Is is time you updated your will?
No matter how much your assets are worth or how simple your wishes, if you are over 18 you should have a Will.
Making a Will is something that many people postpone. While no one likes to think about death, sooner or later it is something that we will all have to face. Having your affairs in order will lessen the legal and financial burdens on your family when the time comes.
Your Will should be professionally prepared by a legal practitioner. If your Will is not properly drafted it may not be enforceable. In such circumstances, the court may not grant probate and your property could be disposed of as if you died without a Will. A DIY Will kit (such as those obtained from newsagents) may sometimes suffice but such Wills have the potential to cause problems resulting in legal costs that greatly exceed any amount that may be saved in not having the document professionally prepared in the first instance.

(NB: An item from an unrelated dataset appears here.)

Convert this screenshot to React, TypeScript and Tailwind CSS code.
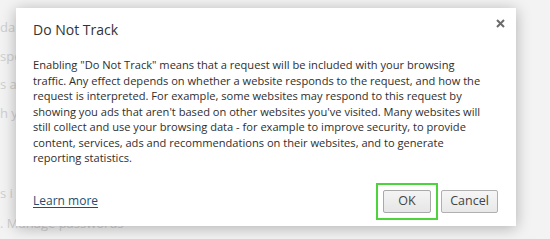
import React from "react";

const bodyLines = [
  'Enabling "Do Not Track" means that a request will be included with your browsing',
  "traffic. Any effect depends on whether a website responds to the request, and how the",
  "request is interpreted. For example, some websites may respond to this request by",
  "showing you ads that aren't based on other websites you've visited. Many websites will",
  "still collect and use your browsing data - for example to improve security, to provide",
  "content, services, ads and recommendations on their websites, and to generate",
  "reporting statistics.",
];

export default function App() {
  return (
    <div
      className="relative w-[550px] h-[239px] overflow-hidden bg-[#f3f3f3]"
      style={{ fontFamily: '"Open Sans", "Noto Sans", sans-serif' }}
    >
      {/* faded page behind */}
      <div className="flex flex-col text-[13px] text-[#cfcfcf] leading-none">
        <div className="h-[20px]" />
        <div className="pt-[1px] h-[30px]">da</div>
        <div className="h-[28px]">spe</div>
        <div className="h-[29px]">s ar</div>
        <div className="h-[80px]">h y</div>
        <div className="h-[30px]">s i</div>
        <div>. Manage passwords</div>
      </div>

      {/* dialog */}
      <div className="absolute left-[16px] top-[8px] w-[500px] h-[218px] bg-white shadow-[0_2px_14px_rgba(0,0,0,0.28)] text-[#333]">
        <div className="flex items-start justify-between pl-[17px] pr-[11px] pt-[10px]">
          <div className="text-[14px] leading-[24px] text-[#333]">Do Not Track</div>
          <svg width="9" height="9" viewBox="0 0 9 9" className="mt-[1px]">
            <path d="M1 1 L8 8 M8 1 L1 8" stroke="#6b6b6b" strokeWidth="2" />
          </svg>
        </div>
        <div className="pl-[17px] pt-[15px] text-[11.1px] leading-[15.5px] text-[#2e2e2e]">
          {bodyLines.map((l, i) => (
            <div key={i} className="whitespace-nowrap">{l}</div>
          ))}
        </div>
        <div className="flex items-center justify-between pl-[17px] pr-[18px] pt-[24px]">
          <a className="text-[12px] text-[#1f4f6e] underline underline-offset-2">Learn more</a>
          <div className="flex items-center gap-[3px]">
            <div className="p-[5px] border-2 border-[#4cd43a] -my-[7px]">
              <button className="w-[48px] h-[23px] border border-[#a9a9a9] rounded-[2px] bg-gradient-to-b from-[#f4f4f4] to-[#e6e6e6] text-[12.5px] text-[#444] flex items-center justify-center">
                OK
              </button>
            </div>
            <button className="w-[57px] h-[23px] border border-[#b0b0b0] rounded-[2px] bg-gradient-to-b from-[#f6f6f6] to-[#e8e8e8] text-[12.5px] text-[#444] flex items-center justify-center">
              Cancel
            </button>
          </div>
        </div>
      </div>
    </div>
  );
}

If you made a Will some time ago, it is equally important to ensure that it remains up to date and is appropriate for your current circumstances. Changes in the law and changes in family circumstances, such as the death of a person mentioned in your Will or changes in the marital status of beneficiaries and the existence of grandchildren, may mean that your old Will no longer reflects your current wishes and needs to be updated.
A Will is a written document setting out how you wish your assets to be dealt with after death.
It ensures that you direct the way that your property is to be dealt with.
A Will might be the most important document you ever sign in your lifetime.
Find more information about wills, estate planning and probate on our dedicated information pages.
Times when it is appropriate to make or update your Will
- If you marry, separate or divorce
- If you enter into or end a de facto relationship
- If you have children (including adopted or fostered children)
- If your executor dies or becomes unwilling or unable to act because of age, ill health or any other reason
- If a beneficiary (someone who has been left something in the Will) dies
- If you have specifically left any property which you subsequently sell or give away or put in trust or into a partnership
- If you re-arrange your financial affairs such as setting up a family trust, establishing a self managed super fund, entering a new business venture or retiring.
Can an unfair Will be challenged?
Chapter 3 of the Succession Act 2006 allows for certain eligible persons to make a 'family provision' claim on an estate if the eligible person considers they have been left with inadequate provision for their proper maintenance, education and advancement in life
If a person can establish their eligibility, the Court may find that, given their relationship to the deceased person, there was a moral obligation on them to provide for the eligible person's maintenance, education and advancement in life. In essence, what has to be established is that given the eligible person's financial situation and position in life, the deceased should have provided them with a legacy so as to allow the eligible person to have a better standard of living.
Unless the Court agrees that there are “special reasons”, all family provision applications are referred for mediation before any hearing takes place. For estates with a value of $750,000 or less the Court can choose to decide the cased based on the evidence filed by the parties, without the parties actually having to attend Court and be cross-examined. This again is aimed at reducing the costs incurred by the legal parties in smaller estates.
If you believe that you have been left without adequate provision in a Will, you should seek legal advice immediately (time limits apply).